The story of this monument will someday be written by a sympathetic heart and a romantic pen, and then we will realize what a historical treasure it is that stands so little noticed by the curio hunters who come and go, while the old fort is heedless of their passing
Accounts differ a little as to just what happened when Salcedo's expedition sailed into the bay of Manila, but Fr, Juan de la Concepción says that Rajah Soliman rallied his forces and and manned his twelve bronze guns in the palisade and made a goodly defence of the place, but the besiegers were victorious and set fire to the city and afterwards captured Cavite. Another account states that surrender was made without opposition. The cannon were captured and taken to Panay, a treaty was made and signed in blood by Salcedo and Rajah Soliman, and the expedition returned to Cebu
When Legaspi heard of the fine location and great bay of Manila, he at once made preparations to shift his headquarters, and, in April, 1571, he took the city, and found. it empty, as the inhabitants had fled after setting fire to their houses. Legaspi soon placated the rajah, and in June of the same year founded the city of Manila, and the written history of Fort Santiago began. The old palisade was once strengthened, and the natives were commanded to build a wall about the place, to erect a good house for the governor and one hundred and fifty houses for the Spaniards. All this they promised readily enough, but were attacked with "philippinitis" and forgot to do the work. This made it necessary for the Spaniards to work on the fort themselves. The wooden walls were reinforced with earth; but the new governor, Santiago de Vera, seeing the need for more stable protection than a wall of stakes, cleared the ground and laid the first stones of the fort that bears his name. These stones are still in the wall, though difficult to identify at the present time.

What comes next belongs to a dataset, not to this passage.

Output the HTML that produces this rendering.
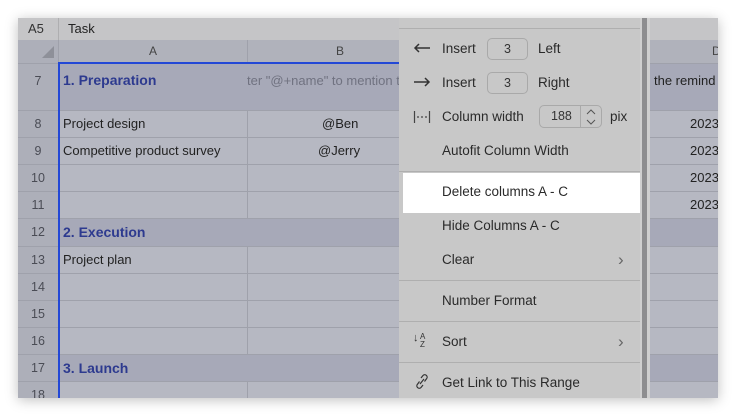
<!DOCTYPE html>
<html><head><style>
*{margin:0;padding:0;box-sizing:border-box}
body{width:736px;height:417px;background:#fff;position:relative;overflow:hidden;font-family:"Liberation Sans",sans-serif;}
.a{position:absolute}
.win{left:18px;top:18px;width:700px;height:380px;overflow:hidden;box-shadow:0 2px 12px rgba(0,0,0,.25);background:#b6b8c2}
.t{position:absolute;font-size:13px;color:#222;white-space:nowrap}
.rn{position:absolute;left:0;width:40px;text-align:center;font-size:12.5px;color:#4a4c55}
.hl{position:absolute;left:0;width:700px;height:1px;background:#9fa1ab}
.blue{color:#2d3a8f;font-weight:bold;font-size:14px}
.mi{position:absolute;left:43px;font-size:13.5px;color:#2a2a2a;white-space:nowrap}
.box{position:absolute;border:1px solid #a9a9a9;border-radius:5px;text-align:center;font-size:12.5px;color:#333}
.sep{position:absolute;left:0;width:241px;height:1px;background:#afafaf}
.chev{position:absolute;left:219px;font-size:17px;color:#666;line-height:17px}
</style></head><body>
<div class="a win">
 <div class="a" style="left:0;top:0;width:700px;height:22px;background:#c5c5c7"></div>
 <div class="a" style="left:40px;top:0;width:1px;height:22px;background:#aeaeb0"></div>
 <div class="t" style="left:10px;top:3px;color:#333">A5</div>
 <div class="t" style="left:50px;top:3px;color:#222">Task</div>
 <div class="a" style="left:0;top:22px;width:700px;height:23px;background:#b0b2bb"></div>
 <div class="a" style="left:0;top:22px;width:40px;height:358px;background:#adafb9"></div>
 <div class="a" style="left:24px;top:28px;width:0;height:0;border-left:12px solid transparent;border-bottom:12px solid #8e9099"></div>
 <div class="t" style="left:131px;top:26px;font-size:12px;color:#444">A</div>
 <div class="t" style="left:318px;top:26px;font-size:12px;color:#444">B</div>
 <div class="t" style="left:694px;top:26px;font-size:12px;color:#444">D</div>
 <div class="a" style="left:40px;top:22px;width:1px;height:358px;background:#9fa1ab"></div>
 <div class="a" style="left:229px;top:22px;width:1px;height:358px;background:#9fa1ab"></div>
 <div class="a" style="left:41px;top:45px;width:660px;height:47px;background:#a7a9b8"></div>
 <div class="a" style="left:41px;top:200px;width:660px;height:28px;background:#a7a9b8"></div>
 <div class="a" style="left:41px;top:336px;width:660px;height:27px;background:#a7a9b8"></div>
 <div class="hl" style="top:45px"></div>
 <div class="hl" style="top:92px"></div><div class="hl" style="top:119px"></div><div class="hl" style="top:146px"></div><div class="hl" style="top:173px"></div><div class="hl" style="top:200px"></div><div class="hl" style="top:228px"></div><div class="hl" style="top:255px"></div><div class="hl" style="top:282px"></div><div class="hl" style="top:309px"></div><div class="hl" style="top:336px"></div><div class="hl" style="top:363px"></div>
 <div class="rn" style="top:56px">7</div><div class="rn" style="top:99px">8</div><div class="rn" style="top:126px">9</div><div class="rn" style="top:153px">10</div><div class="rn" style="top:180px">11</div><div class="rn" style="top:207px">12</div><div class="rn" style="top:235px">13</div><div class="rn" style="top:262px">14</div><div class="rn" style="top:289px">15</div><div class="rn" style="top:316px">16</div><div class="rn" style="top:343px">17</div><div class="rn" style="top:370px">18</div>
 <div class="t blue" style="left:45px;top:54px">1. Preparation</div>
 <div class="t" style="left:229px;top:55px;color:#707280">ter "@+name" to mention t</div>
 <div class="t" style="left:45px;top:98px">Project design</div>
 <div class="t" style="left:304px;top:98px">@Ben</div>
 <div class="t" style="left:45px;top:125px">Competitive product survey</div>
 <div class="t" style="left:300px;top:125px">@Jerry</div>
 <div class="t blue" style="left:45px;top:206px">2. Execution</div>
 <div class="t" style="left:45px;top:234px">Project plan</div>
 <div class="t blue" style="left:45px;top:342px">3. Launch</div>
 <div class="t" style="left:636px;top:55px">the remind</div>
 <div class="t" style="left:672px;top:98px">2023</div><div class="t" style="left:672px;top:125px">2023</div><div class="t" style="left:672px;top:152px">2023</div><div class="t" style="left:672px;top:179px">2023</div>
 <div class="a" style="left:40px;top:44px;width:2px;height:336px;background:#2348d6"></div>
 <div class="a" style="left:40px;top:44px;width:342px;height:2px;background:#2348d6"></div>
 <div class="a" style="left:381px;top:0;width:241px;height:380px;background:#c8c8c8">
  <div class="sep" style="top:10px"></div>
  <svg class="a" style="left:14px;top:25px" width="18" height="10"><path d="M17 5H2M6 1L2 5l4 4" stroke="#333" stroke-width="1.5" fill="none"/></svg>
  <div class="mi" style="top:23px">Insert</div>
  <div class="box" style="left:88px;top:20px;width:41px;height:22px;line-height:20px">3</div>
  <div class="mi" style="left:139px;top:23px">Left</div>
  <svg class="a" style="left:14px;top:59px" width="18" height="10"><path d="M1 5h15M12 1l4 4-4 4" stroke="#333" stroke-width="1.5" fill="none"/></svg>
  <div class="mi" style="top:57px">Insert</div>
  <div class="box" style="left:88px;top:54px;width:41px;height:22px;line-height:20px">3</div>
  <div class="mi" style="left:139px;top:57px">Right</div>
  <svg class="a" style="left:14px;top:92px" width="18" height="14"><path d="M1.5 1v12M16.5 1v12M4 7h2M8 7h2M12 7h2" stroke="#444" stroke-width="1.2" fill="none"/></svg>
  <div class="mi" style="top:91px">Column width</div>
  <div class="box" style="left:140px;top:87px;width:63px;height:23px;line-height:21px;text-align:left;padding-left:11px">188</div>
  <div class="a" style="left:181px;top:88px;width:1px;height:21px;background:#a9a9a9"></div>
  <svg class="a" style="left:185px;top:89px" width="14" height="20"><path d="M3 7l4-4 4 4M3 13l4 4 4-4" stroke="#555" stroke-width="1" fill="none"/></svg>
  <div class="mi" style="left:211px;top:91px">pix</div>
  <div class="mi" style="top:125px">Autofit Column Width</div>
  <div class="sep" style="top:153px"></div>
  <div class="a" style="left:4px;top:155px;width:237px;height:40px;background:#fff"></div>
  <div class="mi" style="top:166px">Delete columns A - C</div>
  <div class="mi" style="top:200px">Hide Columns A - C</div>
  <div class="mi" style="top:234px">Clear</div>
  <div class="chev" style="top:233px">&#x203A;</div>
  <div class="sep" style="top:262px"></div>
  <div class="mi" style="top:275px">Number Format</div>
  <div class="sep" style="top:303px"></div>
  <div class="a" style="left:14px;top:315px;font-size:11px;line-height:11px;color:#333">&#8595;<span style="position:absolute;left:7px;top:0;font-size:8px;line-height:8px">A</span><span style="position:absolute;left:7px;top:8px;font-size:8px;line-height:8px">Z</span></div>
  <div class="mi" style="top:316px">Sort</div>
  <div class="chev" style="top:315px">&#x203A;</div>
  <div class="sep" style="top:344px"></div>
  <svg class="a" style="left:16px;top:356px" width="14" height="15"><path d="M6 4l2-2.5a2.4 2.4 0 013.5 3.3L9.5 7.5M8 11l-2 2.5a2.4 2.4 0 01-3.5-3.3L4.5 7.5M5 10l4-5" stroke="#333" stroke-width="1.2" fill="none"/></svg>
  <div class="mi" style="top:357px">Get Link to This Range</div>
 </div>
 <div class="a" style="left:622px;top:0;width:10px;height:380px;background:#d0d0d0"></div>
 <div class="a" style="left:624px;top:0;width:5px;height:380px;background:#8e8e90"></div>
</div>
</body></html>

When Governor Dasmariñas arrived in 1590 he brought instructions from the king of Spain to fortify the place so as to insure it against all attacks by land or sea and at once set about the work. His first construction was that of the circular wall still standing in front of the parapet of the fort itself. It is in the lower level, and is washed by the waters of the Pasig. Since the American occupation a road has been built by which the visitor may enter the fort from the Malecon drive. The entrance and the stairway, leading from the lower portico to the new building on top of the wall, are also of very recent construction. When Dewey anchored off the breakwater, and General Merritt entered the inner quadrangle to sign the articles of capitulation, there was no building of any sort on the wall, but it was fortified with the best artillery the city afforded.